I'm a bit worried about protecting the x-axis DRO but I haven't seen or thought of a good way of doing it.







If I keep it clean it might be ok? 

Next is the air spring.

Jason


----------



## Grimm (Oct 5, 2009)

The air-spring is installed (also purchased from LMS)!







The only thing I had to modify was the screw that attaches the air-spring to the column. Because I added the extra column brace it made the column thicker and the screw that came with the kit is now too short. I purchased a longer version (300mm) of the screw and used that instead of the supplied one. There was still a problem, the longer screw would not fit inside the column at an angle where I could get it to slide into the hole I drilled for it. So I cut off a bit on the end of the screw with a Dremel cut-off wheel. I took off about 1/4" and then I was able to squeak it in to the hole and still had enough threads to bolt it securely on the outside of the column. 






















I finished putting the mill back together and setting up the DRO displays. For the DRO displays all I did was to screw a bit of 20-gauge steel I had to the wall next to the mill and attach the displays to it. They are magnetic so it's real easy and so far they are easy to see and use. 












I did some test cuts with a 3/16" end mill on 360 brass and 1018 steel. I took off .02 each pass and didn't have any chatter or complaints from the mill. It was smooth as silk.







Happy Jason, now on to a real project and give the mill a better workout.


----------



## Semper Vaporo (Jan 2, 2008)

Thank you for posting this. I have considered doing the same with my mill. Do you have a photo of the rear chip guard and the DRO bar? I am wondering if the chip guard goes over the bar or under it.

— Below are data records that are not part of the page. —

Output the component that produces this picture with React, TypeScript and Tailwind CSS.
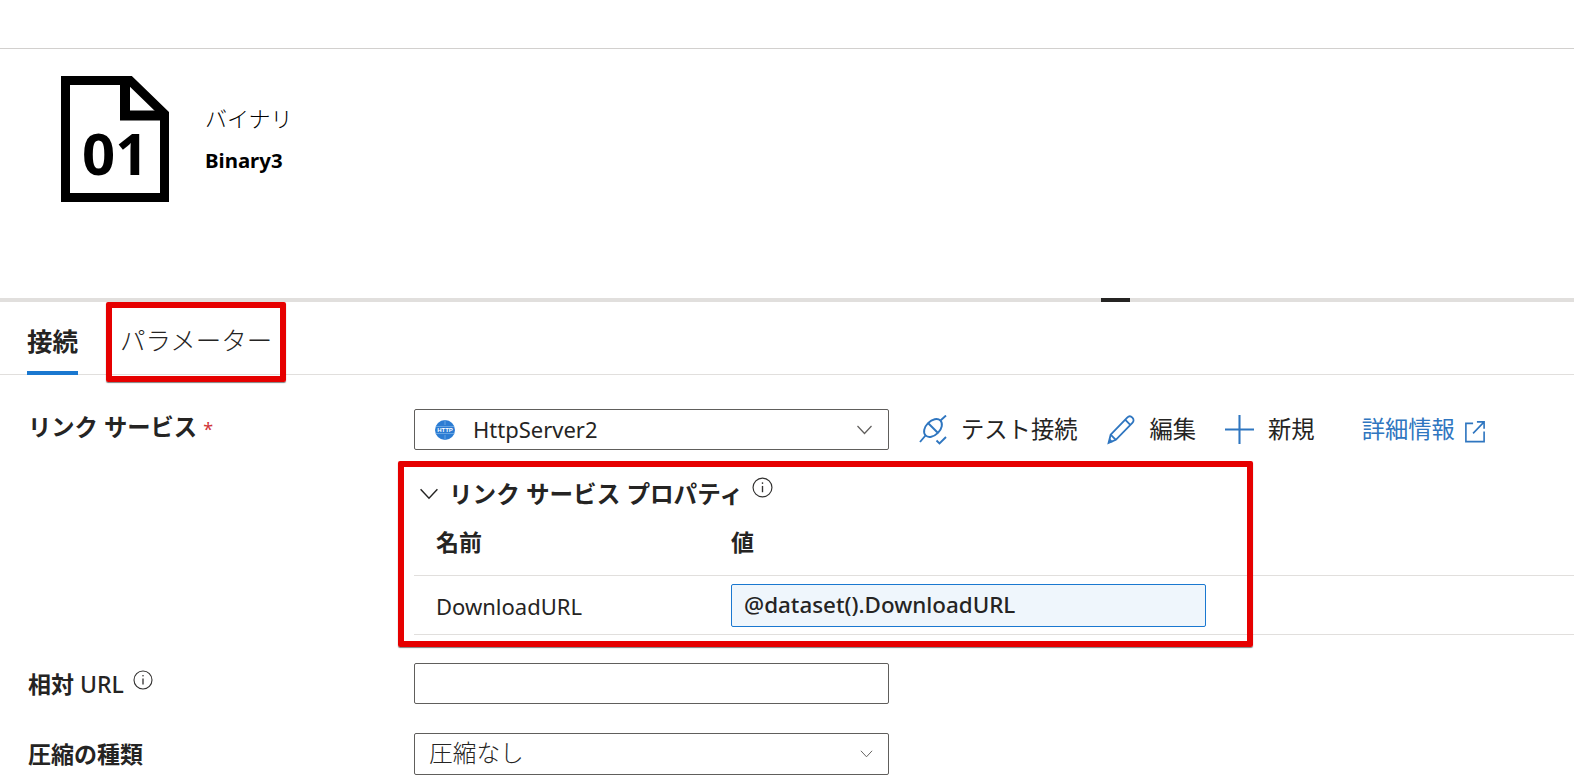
const font = "font-['Noto_Sans','Noto_Sans_CJK_JP',sans-serif]";

function Chevron({ className }: { className: string }) {
  return (
    <svg viewBox="0 0 16 10" fill="none" stroke="currentColor" strokeWidth="1.2" className={className}>
      <path d="M1 1l7 7.5L15 1" />
    </svg>
  );
}

function InfoIcon({ className }: { className: string }) {
  return (
    <svg viewBox="0 0 20 20" fill="none" stroke="#323130" strokeWidth="1.1" className={className}>
      <circle cx="10" cy="10" r="9" />
      <path d="M10 8.500v6" strokeWidth="1.3" />
      <circle cx="10" cy="5.800" r="0.8" fill="#323130" stroke="none" />
    </svg>
  );
}

function FileIcon() {
  return (
    <svg viewBox="0 0 108 126" className="w-[108px] h-[126px] shrink-0">
      <path d="M4.500 4.500H69L103.500 38V121.500H4.500Z" fill="none" stroke="#000" strokeWidth="9" />
      <path d="M64 5V39.500H104" fill="none" stroke="#000" strokeWidth="10" />
      <text x="21" y="99" fontSize="58" fontWeight="700" fill="#000" fontFamily="'Open Sans',sans-serif">01</text>
    </svg>
  );
}

function HttpIcon() {
  return (
    <svg viewBox="0 0 20 20" className="w-5 h-5 shrink-0">
      <circle cx="10" cy="10" r="10" fill="#2b7cd3" />
      <path d="M1 6.500h18M1 13.500h18M10 0v5M10 15v5" stroke="#8fc0ee" strokeWidth="0.6" />
      <text x="10" y="12" textAnchor="middle" fontSize="6" fontWeight="700" fill="#fff" fontFamily="'Liberation Sans',sans-serif">HTTP</text>
    </svg>
  );
}

function PlugIcon() {
  return (
    <svg viewBox="0 0 30 30" fill="none" stroke="#2f76c0" strokeWidth="1.900" className="w-[30px] h-[30px] shrink-0">
      <ellipse cx="15" cy="13" rx="10.500" ry="7" transform="rotate(-45 15 13)" />
      <path d="M10 8l10 10" />
      <path d="M2 27l5.500-6.500M22.500 5.500L28 0.500" />
      <path d="M18.500 25.500l3 3 6.500-6.500" />
    </svg>
  );
}

function PencilIcon() {
  return (
    <svg viewBox="0 0 28 30" fill="none" stroke="#2f76c0" strokeWidth="1.800" className="w-[30px] h-[31px] shrink-0">
      <path d="M2 28l2-8L20 3.500c1.500-1.500 3.500-1.500 5 0s1.500 3.500 0 5L9 25z" />
      <path d="M4 20l5 5M18 5.500l5 5" />
      <path d="M2 28l1-4.500 3.500 3.500z" fill="#2f76c0" stroke="none" />
    </svg>
  );
}

function ExternalIcon() {
  return (
    <svg viewBox="0 0 22 24" fill="none" stroke="#2f76c0" strokeWidth="1.700" className="w-[22px] h-[23px] shrink-0">
      <path d="M9 3.500H1.500v19h19V12" />
      <path d="M9 14L20 2.500M13 2h7.500v7" />
    </svg>
  );
}

export default function App() {
  return (
    <div className={`${font} relative w-[1574px] h-[778px] overflow-hidden bg-white text-[#252423]`}>
      <div className="h-[49px] border-b border-[#d2d0ce]" />

      {/* dataset header */}
      <div className="h-[249px] flex items-start pl-[61px] pt-[27px] gap-[36px]">
        <FileIcon />
        <div className="pt-[27px]">
          <div className="text-[22px] leading-[30px] font-light text-black">バイナリ</div>
          <div className="mt-[14px] text-[20.400px] leading-[26px] font-bold text-black">Binary3</div>
        </div>
      </div>

      {/* splitter */}
      <div className="relative h-[4px] bg-[#e1dfdd]">
        <div className="absolute left-[1101px] top-0 w-[29px] h-[4px] bg-[#252423]" />
      </div>

      {/* tabs */}
      <div className="h-[73px] border-b border-[#e1dfdd] flex items-end pl-[27px] gap-[42px]">
        <div className="h-[72px] flex flex-col justify-end">
          <div className="text-[25.500px] leading-[32px] font-bold pb-[14px]">接続</div>
          <div className="h-[4px] bg-[#1a78d0] -mb-px" />
        </div>
        <div className="h-[72px] flex flex-col justify-end">
          <div className="text-[25.500px] leading-[32px] font-light pb-[18px]">パラメーター</div>
        </div>
      </div>

      {/* linked service */}
      <div className="flex pt-[34px] h-[92px]">
        <div className="w-[414px] pl-[28px] text-[23.300px] leading-[36px] font-bold">
          リンク サービス <span className="text-[#d13438] font-normal text-[18px]">*</span>
        </div>
        <div className="w-[475px] h-[41px] border border-[#605e5c] rounded-[2px] flex items-center pl-[20px] pr-[15px]">
          <HttpIcon />
          <span className="ml-[18px] text-[22px]">HttpServer2</span>
          <Chevron className="ml-auto w-[17px] h-[10px] text-[#605e5c]" />
        </div>
        <div className="flex items-center h-[41px] ml-[29px] text-[23.300px]">
          <PlugIcon />
          <span className="ml-[13px]">テスト接続</span>
          <span className="ml-[29px]"><PencilIcon /></span>
          <span className="ml-[13px]">編集</span>
          <svg viewBox="0 0 28 28" stroke="#2f76c0" strokeWidth="2" className="ml-[29px] w-[29px] h-[29px] shrink-0">
            <path d="M14 0v28M0 14h28" />
          </svg>
          <span className="ml-[14px]">新規</span>
          <span className="ml-[47px] text-[#2f76c0]">詳細情報</span>
          <span className="ml-[9px] mt-[4px]"><ExternalIcon /></span>
        </div>
      </div>

      {/* linked service properties */}
      <div className="ml-[414px]">
        <div className="h-[53px] flex items-center pl-[4px]">
          <Chevron className="w-[22px] h-[12px] text-[#252423]" />
          <span className="ml-[9px] text-[23.600px] font-bold leading-[30px]">リンク サービス プロパティ</span>
          <InfoIcon className="ml-[9px] -mt-[12px] w-[21px] h-[21px]" />
        </div>
        <div className="h-[56px] flex items-center border-b border-[#e1dfdd] text-[23px] font-bold pb-[10px]">
          <div className="w-[317px] pl-[22px]">名前</div>
          <div>値</div>
        </div>
        <div className="h-[59px] flex items-center border-b border-[#e1dfdd]">
          <div className="w-[317px] pl-[22px] text-[22px] pt-[2px]">DownloadURL</div>
          <div className="w-[475px] h-[43px] border border-[#1a78d0] rounded-[2px] bg-[#eff6fc] flex items-center pl-[12px] text-[22.400px] font-medium">
            @dataset().DownloadURL
          </div>
        </div>
      </div>

      {/* relative URL */}
      <div className="flex h-[70px] pt-[28px] box-border">
        <div className="w-[414px] pl-[28px] flex items-start h-[41px] text-[23px] font-bold">
          <span className="leading-[42px]">相対 <span className="font-medium">URL</span></span>
          <InfoIcon className="ml-[9px] mt-[7px] w-[20px] h-[20px]" />
        </div>
        <div className="w-[475px] h-[41px] border border-[#605e5c] rounded-[2px]" />
      </div>

      {/* compression */}
      <div className="flex pt-[28px]">
        <div className="w-[414px] pl-[28px] text-[23px] leading-[42px] font-bold">圧縮の種類</div>
        <div className="w-[475px] h-[42px] border border-[#605e5c] rounded-[2px] flex items-center pl-[14px] pr-[15px] text-[23.700px] font-light">
          圧縮なし
          <Chevron className="ml-auto w-[13px] h-[8px] text-[#605e5c]" />
        </div>
      </div>

      {/* red annotation boxes */}
      <div className="absolute left-[106px] top-[302px] w-[180px] h-[80px] border-[6px] border-[#e60000] rounded-[2px] shadow-[0_1px_1px_rgba(0,0,0,0.5)]" />
      <div className="absolute left-[398px] top-[461px] w-[855px] h-[186px] border-[6px] border-[#e60000] rounded-[2px] shadow-[0_1px_1px_rgba(0,0,0,0.5)]" />
    </div>
  );
}
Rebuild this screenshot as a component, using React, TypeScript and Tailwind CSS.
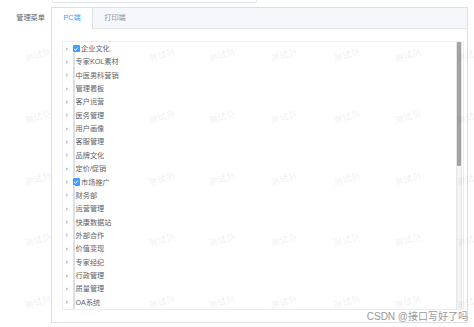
import React from 'react';

const menus = [
  { name: '企业文化', checked: true },
  { name: '专家KOL素材' },
  { name: '中医男科营销' },
  { name: '管理看板' },
  { name: '客户运营' },
  { name: '医务管理' },
  { name: '用户画像' },
  { name: '客服管理' },
  { name: '品牌文化' },
  { name: '定价/促销' },
  { name: '市场推广', checked: true },
  { name: '财务部' },
  { name: '运营管理' },
  { name: '快康数据站' },
  { name: '外部合作' },
  { name: '价值变现' },
  { name: '专家经纪' },
  { name: '行政管理' },
  { name: '质量管理' },
  { name: 'OA系统' },
];

// watermark grid (the column behind the tree labels doesn't show in the shot)
const wmCols = [38, 162, 222, 284, 347, 408, 470];
const wmRows = [56, 118, 180, 241, 303];

const Caret = () => (
  <svg width="6" height="6" viewBox="0 0 6 6" className="shrink-0">
    <path d="M2 1.2 L4.4 3 L2 4.8 Z" fill="#c0c4cc" />
  </svg>
);

const Checkbox = ({ checked }: { checked?: boolean }) =>
  checked ? (
    <span className="flex h-[7.5px] w-[7.5px] shrink-0 items-center justify-center rounded-[1px] bg-[#409eff]">
      <svg width="6" height="6" viewBox="0 0 6 6">
        <path d="M1.2 3.1 L2.5 4.3 L4.8 1.6" fill="none" stroke="#fff" strokeWidth="1" />
      </svg>
    </span>
  ) : (
    <span className="h-[7.5px] w-[7.5px] shrink-0 rounded-[1px] border border-[#dcdfe6] bg-white" />
  );

export default function App() {
  return (
    <div
      className="relative h-[327px] w-[474px] overflow-hidden bg-white text-[#606266]"
      style={{ fontFamily: '"Liberation Sans", "Noto Sans CJK SC", sans-serif' }}
    >
      {/* bottom edge of the previous form input */}
      <div className="ml-[52px] h-[3px] w-[205px] rounded-b-[2px] border-x border-b border-[#e4e7ed]" />

      <div className="mt-[4px] flex">
        <div className="flex h-[22px] w-[51px] items-center justify-end pr-[6px] text-[7.2px] text-[#606266]">
          管理菜单
        </div>

        <div className="w-[417px] border border-[#dcdfe6] bg-white">
          <div className="flex h-[21px] border-b border-[#e4e7ed] bg-[#f5f7fa] text-[7.2px]">
            <div className="-mb-px flex h-[21px] items-center border-r border-[#dcdfe6] bg-white px-[11.5px] text-[#409eff]">
              PC端
            </div>
            <div className="flex items-center px-[11px] text-[#909399]">打印端</div>
          </div>

          <div className="pb-[12px] pl-[10px] pr-[3px] pt-[12px]">
            <div className="flex h-[269px] border border-[#ebeef5]">
              <div className="flex-1 overflow-hidden">
                {menus.map((m, i) => (
                  <div key={i} className="flex h-[13.35px] items-center pl-[1px]">
                    <Caret />
                    <span className="ml-[2.5px]">
                      <Checkbox checked={m.checked} />
                    </span>
                    <span className="ml-[1px] whitespace-nowrap text-[7.2px] leading-none">{m.name}</span>
                  </div>
                ))}
              </div>
              <div className="mr-[1px] flex w-[6px] flex-col border-x border-[#e6e6e6] bg-[#f4f4f4]">
                <div className="h-[124px] rounded-[1px] bg-[#a3a3a3]" />
              </div>
            </div>
          </div>
        </div>
      </div>

      {/* watermark layer */}
      <div className="pointer-events-none absolute inset-0">
        {wmRows.map((y) =>
          wmCols.map((x) => (
            <span
              key={`${x}-${y}`}
              className="absolute -translate-x-1/2 -translate-y-1/2 -rotate-[15deg] whitespace-nowrap text-[9px] text-[#000]/10"
              style={{ left: x, top: y }}
            >
              测试员
            </span>
          ))
        )}
      </div>

      <div className="pointer-events-none absolute bottom-[5px] right-[6px] text-[10px] leading-none text-[#9a9a9a]">
        CSDN @接口写好了吗
      </div>
    </div>
  );
}
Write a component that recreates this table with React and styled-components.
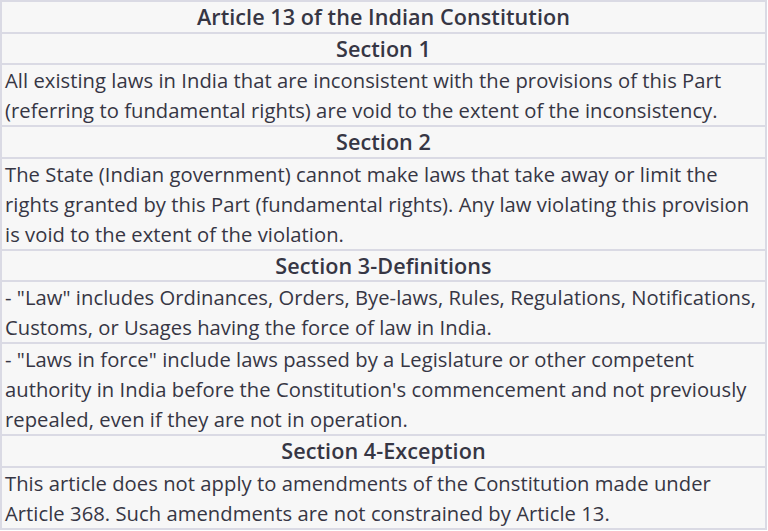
import React from "react";
import styled, { createGlobalStyle } from "styled-components";

const GlobalStyle = createGlobalStyle`
  html, body {
    margin: 0;
    padding: 0;
    background: #ffffff;
  }
`;

const Table = styled.table`
  width: 767px;
  border-collapse: collapse;
  font-family: "Open Sans", "Noto Sans", sans-serif;
  color: #363644;
  background: #f7f7f7;
`;

const Cell = styled.td`
  border: 2px solid #dadae4;
  padding: 0 3px;
  height: ${(p) => (p.$head ? "29.6px" : "auto")};
  font-size: ${(p) => (p.$head ? "21.6px" : "20.2px")};
  letter-spacing: 0.05px;
  line-height: ${(p) => (p.$head ? "29.6px" : "30px")};
  text-align: ${(p) => (p.$head ? "center" : "left")};
  font-weight: ${(p) => (p.$head ? 600 : 400)};
  vertical-align: middle;
`;

const rows = [
  { head: true, text: "Article 13 of the Indian Constitution" },
  { head: true, text: "Section 1" },
  {
    text:
      "All existing laws in India that are inconsistent with the provisions of this Part (referring to fundamental rights) are void to the extent of the inconsistency.",
  },
  { head: true, text: "Section 2" },
  {
    text:
      "The State (Indian government) cannot make laws that take away or limit the rights granted by this Part (fundamental rights). Any law violating this provision is void to the extent of the violation.",
  },
  { head: true, text: "Section 3-Definitions" },
  {
    text:
      '- "Law" includes Ordinances, Orders, Bye-laws, Rules, Regulations, Notifications, Customs, or Usages having the force of law in India.',
  },
  {
    text:
      '- "Laws in force" include laws passed by a Legislature or other competent authority in India before the Constitution\'s commencement and not previously repealed, even if they are not in operation.',
  },
  { head: true, text: "Section 4-Exception" },
  {
    text:
      "This article does not apply to amendments of the Constitution made under Article 368. Such amendments are not constrained by Article 13.",
  },
];

export default function App() {
  return (
    <>
      <GlobalStyle />
      <Table>
        <tbody>
          {rows.map((row, i) => (
            <tr key={i}>
              <Cell $head={row.head}>{row.text}</Cell>
            </tr>
          ))}
        </tbody>
      </Table>
    </>
  );
}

There are two reasons I have hesitated to do this to mine (well, maybe 3, considering my hamhanded abilities, I am doubtful if I could get the bolt holes in the correct places!) 

One is that my mill was so well aligned from the factory that I fear I will not get it back to acceptable limits. 

The other is that I have digital readouts on my Lathe and I have had way too many problems with them to make them worthwhile. 1) They are battery operated and the batteries last almost long enough to actually make one part. 2) The mechanicals that do the reading get full of chips and soon do not register motion (nothing like turning the crank handle and not seeing any change in the display!). 3) Somehow swarf has managed to get between the glued down plastic cover over the display (two levels of plastic!) and the Liquid Crystal Display... I doubt if I'll ever understand how a brass chip got there!)

So... are the readouts battery operated or is there an AC adapter for the power?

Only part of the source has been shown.